Soon after, my daughter had my grandson. I was in the delivery room with her and a miracle happened. The moment I saw this precious baby, my head screamed, “This was worth living for!” I finally found something worthy of living for. All the things that happened to me were worth going through to be here for this moment. My next thought was no one should have to wait 42 years to be glad to be alive. My passion to have people realize life was worth living was born. This became my life’s path. I knew those words written to me in my journal were true. I knew there was something I was supposed to do in the world. 

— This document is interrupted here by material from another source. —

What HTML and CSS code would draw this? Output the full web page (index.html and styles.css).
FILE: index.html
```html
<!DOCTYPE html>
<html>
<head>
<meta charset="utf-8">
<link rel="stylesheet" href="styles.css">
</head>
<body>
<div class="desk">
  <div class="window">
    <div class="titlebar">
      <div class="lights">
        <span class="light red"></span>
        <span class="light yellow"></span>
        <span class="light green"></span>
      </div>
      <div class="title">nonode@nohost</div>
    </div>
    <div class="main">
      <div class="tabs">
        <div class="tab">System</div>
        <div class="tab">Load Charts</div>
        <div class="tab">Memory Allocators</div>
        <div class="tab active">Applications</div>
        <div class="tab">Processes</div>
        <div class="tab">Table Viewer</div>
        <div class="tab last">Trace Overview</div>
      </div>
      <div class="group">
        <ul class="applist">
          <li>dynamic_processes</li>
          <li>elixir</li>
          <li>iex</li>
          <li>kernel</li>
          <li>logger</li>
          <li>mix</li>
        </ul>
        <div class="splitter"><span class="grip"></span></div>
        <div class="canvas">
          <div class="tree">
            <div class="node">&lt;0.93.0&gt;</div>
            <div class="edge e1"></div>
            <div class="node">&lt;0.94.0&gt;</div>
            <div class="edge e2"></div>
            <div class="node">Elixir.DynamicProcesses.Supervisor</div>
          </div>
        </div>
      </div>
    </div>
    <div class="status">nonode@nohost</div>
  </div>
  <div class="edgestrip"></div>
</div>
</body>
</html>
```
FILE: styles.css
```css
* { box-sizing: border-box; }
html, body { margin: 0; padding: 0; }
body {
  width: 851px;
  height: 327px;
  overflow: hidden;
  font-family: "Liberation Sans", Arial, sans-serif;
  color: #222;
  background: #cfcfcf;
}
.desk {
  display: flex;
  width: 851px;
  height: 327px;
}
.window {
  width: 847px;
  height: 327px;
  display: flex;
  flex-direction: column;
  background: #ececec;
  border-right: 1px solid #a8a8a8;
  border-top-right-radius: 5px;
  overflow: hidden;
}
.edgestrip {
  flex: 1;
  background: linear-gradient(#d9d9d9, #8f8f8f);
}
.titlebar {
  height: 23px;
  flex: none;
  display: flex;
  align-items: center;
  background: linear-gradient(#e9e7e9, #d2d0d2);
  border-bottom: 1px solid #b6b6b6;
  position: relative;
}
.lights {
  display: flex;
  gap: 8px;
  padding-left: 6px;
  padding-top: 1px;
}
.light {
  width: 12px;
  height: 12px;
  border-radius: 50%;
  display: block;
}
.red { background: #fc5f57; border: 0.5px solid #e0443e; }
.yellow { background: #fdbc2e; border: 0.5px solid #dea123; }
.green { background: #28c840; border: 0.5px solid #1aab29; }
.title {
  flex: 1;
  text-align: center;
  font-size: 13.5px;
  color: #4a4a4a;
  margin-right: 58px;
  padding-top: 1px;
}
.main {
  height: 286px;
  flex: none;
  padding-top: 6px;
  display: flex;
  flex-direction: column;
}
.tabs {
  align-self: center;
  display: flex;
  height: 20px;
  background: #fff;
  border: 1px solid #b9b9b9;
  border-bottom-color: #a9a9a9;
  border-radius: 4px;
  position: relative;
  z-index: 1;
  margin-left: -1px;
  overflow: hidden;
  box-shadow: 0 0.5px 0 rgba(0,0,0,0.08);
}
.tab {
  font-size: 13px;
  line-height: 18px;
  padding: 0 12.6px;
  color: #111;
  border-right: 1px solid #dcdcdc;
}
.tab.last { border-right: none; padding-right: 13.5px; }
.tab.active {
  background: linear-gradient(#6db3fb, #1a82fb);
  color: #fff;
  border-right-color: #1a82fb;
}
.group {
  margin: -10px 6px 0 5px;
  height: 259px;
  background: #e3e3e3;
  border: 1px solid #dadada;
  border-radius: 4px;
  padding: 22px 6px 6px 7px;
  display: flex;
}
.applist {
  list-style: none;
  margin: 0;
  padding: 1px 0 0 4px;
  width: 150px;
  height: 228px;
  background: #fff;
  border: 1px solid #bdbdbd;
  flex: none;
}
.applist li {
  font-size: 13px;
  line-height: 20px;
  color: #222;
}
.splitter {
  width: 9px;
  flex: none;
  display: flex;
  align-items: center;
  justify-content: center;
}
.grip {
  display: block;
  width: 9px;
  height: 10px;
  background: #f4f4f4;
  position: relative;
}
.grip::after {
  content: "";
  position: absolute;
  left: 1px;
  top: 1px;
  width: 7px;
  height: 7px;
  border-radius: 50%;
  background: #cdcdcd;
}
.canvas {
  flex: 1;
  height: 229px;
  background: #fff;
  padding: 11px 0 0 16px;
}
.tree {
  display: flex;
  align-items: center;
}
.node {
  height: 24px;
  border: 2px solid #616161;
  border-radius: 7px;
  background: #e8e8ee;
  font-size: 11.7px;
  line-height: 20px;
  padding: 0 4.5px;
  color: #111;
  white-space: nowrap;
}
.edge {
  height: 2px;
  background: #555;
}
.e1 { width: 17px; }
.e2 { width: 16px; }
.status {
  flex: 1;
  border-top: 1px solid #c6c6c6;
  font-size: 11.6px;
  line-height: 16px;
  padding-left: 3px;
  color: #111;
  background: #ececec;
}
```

Once I knew I had a place in the world, I began to work with the mental health professionals more vigorously. I learned how I was feeling from the way I fantasized about dying. Those feelings I could not define, were an expression of my emotions. Vivid, boldly bloody was an expression of angry hurt and I wanted everyone to know. Quiet desperation was an expression of the hopelessness and trapped feeling usually centered on loneliness. I learned I had a right to say NO and the NO was to be respected. On the one occasion when I died for a few minutes after an attempt to take my own life, I learned I was more than my body. I had a soul and a purpose. I learned I had value and was not placed on earth to be hurt by others. I learned that the message given to me by God was right. Just like my caseworker helped me by telling her story, I too could help others by telling mine. I found I could even change systems by telling my experiences within those systems. So much of what we call mental illness is a reaction to trauma. I can give a real face to this. Countries began inviting me to speak at their conferences. I can see conversations about mental illness and suicide changing and I am a part of that change. I became a light out of the dark pain of despair. 

What I now know, is all those events causing me pain and hurt molded the me I am today. I would not change any of them, even if I could. Why, might you ask? Because today I love me! I love that my story helps others heal. I love that I help lead people out of their pain, just as was predicted. God and I are on good terms, and I understand the why and am thankful for the wisdom. Today I love my life. I love the changes I make because of my life experiences. My life is full of passion and direction. I make a difference for myself and for others. While I will work to ensure no one would ever have to walk my path of pain, I am grateful to know, I was never walking that path truly alone. Today, I am no longer a victim. I am a survivor. I am the victor!